Columbia has been increasing its renewable energy portfolio, but it is also in a 40-year contract with Peabody Energy, the largest private-sector coal company in the world. At a meeting Thursday evening, members of Grass Roots Organizing voiced concerns about the economic and environmental impacts of Peabody’s controversial practices.
“Normally, we hear about phasing coal and fossil fuels out, but Columbia phased coal in,” GRO Organizer Gretchen Maune said.
In 2001, Peabody built the Prairie State Energy Campus, a coal power plant and mine in western Illinois. Completed in 2012, the plant can produce 1,600 megawatts of power. Peabody sold shares of the plant to over 200 municipalities across the U.S.
Columbia bought 50 mW of power, the fourth-largest share in Missouri. Maune and GRO have been active around Columbia protesting Columbia’s contract with Peabody. Maune said a two percent increase in electric utilities rates in October is due to Columbia’s contract.
“Electricity rates in Columbia have been raised over and over,” she said. “That two percent increase can mean not being able to buy a jug of milk for your kids. It can mean making some hard choices between paying your gas and electric, or your credit card bills.”
Arielle Klagsbrun, of Missourians Organizing for Reform and Empowerment, said Peabody is a corporate giant with a long history of being a bad guy, citing practices like strip mining and mountaintop removal, mining on Hopi and Navajo Black Mesa land and denying pensions to thousands of United Mine Workers Association members.
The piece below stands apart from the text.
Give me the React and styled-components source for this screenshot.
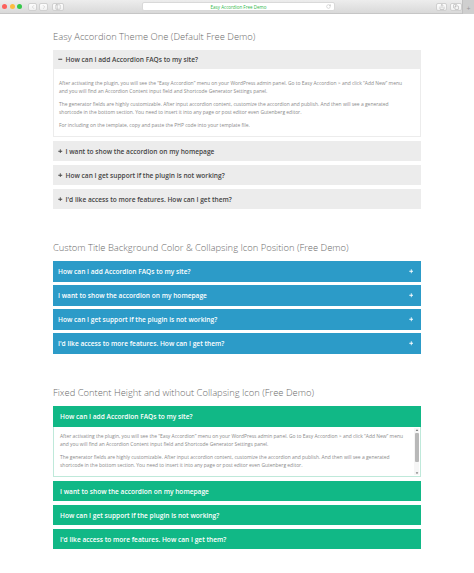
import React from "react";
import styled, { createGlobalStyle, css } from "styled-components";
import { FaPlus, FaMinus, FaCaretUp, FaCaretDown } from "react-icons/fa";
import { ChevronLeft, ChevronRight, RotateCw, Share, Copy, PanelLeft } from "lucide-react";

const GlobalStyle = createGlobalStyle`
  body {
    margin: 0;
    background: #ffffff;
    font-family: "Open Sans", "Liberation Sans", sans-serif;
  }
`;

const Window = styled.div`
  width: 474px;
  min-height: 573px;
  background: #fff;
`;

const Toolbar = styled.div`
  height: 14px;
  display: flex;
  align-items: center;
  background: linear-gradient(#ededed, #d9d9d9);
  border-bottom: 1px solid #c6c6c6;
  box-sizing: border-box;
  padding-left: 2px;
`;

const Lights = styled.div`
  display: flex;
  gap: 2.5px;
`;

const Light = styled.span`
  width: 5px;
  height: 5px;
  border-radius: 50%;
  background: ${(p) => p.color};
`;

const ChromeButton = styled.div`
  width: ${(p) => p.w || 9}px;
  height: 8px;
  margin-left: ${(p) => p.ml || 0}px;
  background: linear-gradient(#fdfdfd, #f1f1f1);
  border: 1px solid #d0d0d0;
  border-radius: 2px;
  display: flex;
  align-items: center;
  justify-content: center;
  color: #bbb;
  box-sizing: border-box;
`;

const UrlBar = styled.div`
  margin-left: 78px;
  width: 193px;
  height: 9px;
  background: #fff;
  border: 1px solid #d9d9d9;
  border-radius: 2px;
  box-sizing: border-box;
  position: relative;
  display: flex;
  align-items: center;
  justify-content: center;
  font-size: 4.5px;
  color: #2fb84a;
`;

const Reload = styled.span`
  position: absolute;
  right: 3px;
  top: 1px;
  color: #999;
  display: flex;
`;

const NewTab = styled.div`
  margin-left: auto;
  width: 11px;
  height: 14px;
  background: #cfcfcf;
  border-left: 1px solid #c0c0c0;
  display: flex;
  align-items: flex-end;
  justify-content: center;
  color: #999;
  font-size: 7px;
  line-height: 10px;
`;

const Page = styled.div`
  padding: 16px 53px 20px;
`;

const Section = styled.section`
  margin-bottom: 32px;
`;

const SectionTitle = styled.h2`
  margin: 0 0 6px;
  font-size: 9.4px;
  font-weight: 300;
  line-height: 14px;
  color: #6b6b6b;
`;

const Accordion = styled.div`
  display: flex;
  flex-direction: column;
  gap: ${(p) => p.gap}px;
`;

const themes = {
  gray: css`
    background: #ececec;
    color: #444;
  `,
  blue: css`
    background: #2c9bc8;
    color: #fff;
  `,
  green: css`
    background: #11b886;
    color: #fff;
  `,
};

const Header = styled.div`
  height: ${(p) => p.h || 20}px;
  display: flex;
  align-items: center;
  gap: 3px;
  padding: 0 ${(p) => (p.wide ? 7 : 5)}px;
  font-size: 6.6px;
  font-weight: 600;
  ${(p) => themes[p.variant]};
`;

const Label = styled.span`
  flex: 1;
`;

const Icon = styled.span`
  display: flex;
  font-size: 4.5px;
  margin-right: ${(p) => (p.right ? 3 : 0)}px;
`;

const Body = styled.div`
  border: 1px solid ${(p) => p.border};
  border-top: none;
  padding: ${(p) => p.pad};
  font-size: 4.95px;
  line-height: 8px;
  color: #8a8a8a;
`;

const ScrollBox = styled.div`
  position: relative;
  height: 50px;
  overflow: hidden;
  box-sizing: border-box;
  border: 1px solid #bfe9da;
  border-top: none;
`;

const ScrollContent = styled(Body)`
  border: none;
  height: 100%;
  box-sizing: border-box;
  overflow: hidden;
`;

const ScrollTrack = styled.div`
  position: absolute;
  top: 1px;
  right: 1px;
  bottom: 1px;
  width: 5px;
  background: #f6f6f6;
  display: flex;
  flex-direction: column;
  align-items: center;
  color: #555;
  font-size: 4px;
`;

const Thumb = styled.div`
  width: 4px;
  height: 29px;
  margin: 1px 0 auto;
  background: #b8b8b8;
  border-radius: 1px;
`;

const Para = styled.p`
  margin: 0 0 5px;
  &:last-child {
    margin-bottom: 0;
  }
`;

const questions = [
  "How can I add Accordion FAQs to my site?",
  "I want to show the accordion on my homepage",
  "How can I get support if the plugin is not working?",
  "I'd like access to more features. How can I get them?",
];

const answer = [
  "After activating the plugin, you will see the \u201cEasy Accordion\u201d menu on your WordPress admin panel. Go to Easy Accordion > and click \u201cAdd New\u201d menu and you will find an Accordion Content input field and Shortcode Generator Settings panel.",
  "The generator fields are highly customizable. After input accordion content, customize the accordion and publish. And then will see a generated shortcode in the bottom section. You need to insert it into any page or post editor even Gutenberg editor.",
  "For including on the template, copy and paste the PHP code into your template file.",
];

function ThemeOne() {
  return (
    <Section>
      <SectionTitle>Easy Accordion Theme One (Default Free Demo)</SectionTitle>
      <Accordion gap={4}>
        <div>
          <Header variant="gray" h={19}>
            <Icon>
              <FaMinus />
            </Icon>
            <Label>{questions[0]}</Label>
          </Header>
          <Body border="#ececec" pad="10px 10px 7px 5px">
            {answer.map((t) => (
              <Para key={t}>{t}</Para>
            ))}
          </Body>
        </div>
        {questions.slice(1).map((q) => (
          <Header key={q} variant="gray">
            <Icon>
              <FaPlus />
            </Icon>
            <Label>{q}</Label>
          </Header>
        ))}
      </Accordion>
    </Section>
  );
}

function ThemeTwo() {
  return (
    <Section>
      <SectionTitle>Custom Title Background Color &amp; Collapsing Icon Position (Free Demo)</SectionTitle>
      <Accordion gap={3}>
        {questions.map((q) => (
          <Header key={q} variant="blue" h={21}>
            <Label>{q}</Label>
            <Icon right>
              <FaPlus />
            </Icon>
          </Header>
        ))}
      </Accordion>
    </Section>
  );
}

function ThemeThree() {
  return (
    <Section>
      <SectionTitle>Fixed Content Height and without Collapsing Icon (Free Demo)</SectionTitle>
      <Accordion gap={4}>
        <div>
          <Header variant="green" h={21} wide>
            <Label>{questions[0]}</Label>
          </Header>
          <ScrollBox>
            <ScrollContent pad="5px 14px 5px 6px">
              {answer.map((t) => (
                <Para key={t}>{t}</Para>
              ))}
            </ScrollContent>
            <ScrollTrack>
              <FaCaretUp />
              <Thumb />
              <FaCaretDown />
            </ScrollTrack>
          </ScrollBox>
        </div>
        {questions.slice(1).map((q) => (
          <Header key={q} variant="green" wide>
            <Label>{q}</Label>
          </Header>
        ))}
      </Accordion>
    </Section>
  );
}

export default function App() {
  return (
    <Window>
      <GlobalStyle />
      <Toolbar>
        <Lights>
          <Light color="#fc605c" />
          <Light color="#fdbc40" />
          <Light color="#34c84a" />
        </Lights>
        <ChromeButton ml={6}>
          <ChevronLeft size={6} strokeWidth={2} />
        </ChromeButton>
        <ChromeButton ml={2}>
          <ChevronRight size={6} strokeWidth={2} />
        </ChromeButton>
        <ChromeButton ml={4} w={12}>
          <PanelLeft size={6} strokeWidth={1.5} color="#999" />
        </ChromeButton>
        <UrlBar>
          Easy Accordion Free Demo
          <Reload>
            <RotateCw size={5} strokeWidth={1.5} />
          </Reload>
        </UrlBar>
        <ChromeButton ml={101} w={11}>
          <Share size={6} strokeWidth={1.5} color="#888" />
        </ChromeButton>
        <ChromeButton ml={3} w={12}>
          <Copy size={6} strokeWidth={1.5} color="#888" />
        </ChromeButton>
        <NewTab>+</NewTab>
      </Toolbar>
      <Page>
        <ThemeOne />
        <ThemeTwo />
        <ThemeThree />
      </Page>
    </Window>
  );
}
Since municipalities entered in agreements to use the Prairie State plant’s electricity, several have been on the verge of bankruptcy. In September, due to long power outages at Prairie State, Fulton was experiencing a $500,000 deficit in that year’s budget. In Kentucky, the city of Paducah is contemplating bankruptcy to avoid the crushing cost. In Illinois, Batavia has filed a class-action lawsuit against Peabody, accusing the company of misrepresenting construction and electricity costs, which ballooned from an estimate of about $2 million to $5.5 million, members of GRO said during the meeting.
“At the root of all of this is Peabody, ripping off local communities and anyone smaller than them,” Klagsbrun said.
GRO member Jeff Frey helped organize a petition to request a public hearing about Columbia’s contract with Peabody.
“I value the environment and I think we need to think hard about what we’re doing to it,” Frey said. “A lot of the energy here is owned by the Boomer generation, by the older generation; they need to divest that power and pass the decisions on to us. It’s our future.”
Maune said she hopes to speak in the public comments session of the City Council meeting March 16 and bring Peabody to the attention of more Columbians.
She said every resident of Columbia should care about this issue, including students.
“Even though students may not live in Columbia very often, if students are paying any electric bill or if it’s part of their rent, they’re paying for this coal power,” Maune said. “If we change it, their bills and their rent won’t be as high. So speak up about it and if you care about it, make it change.”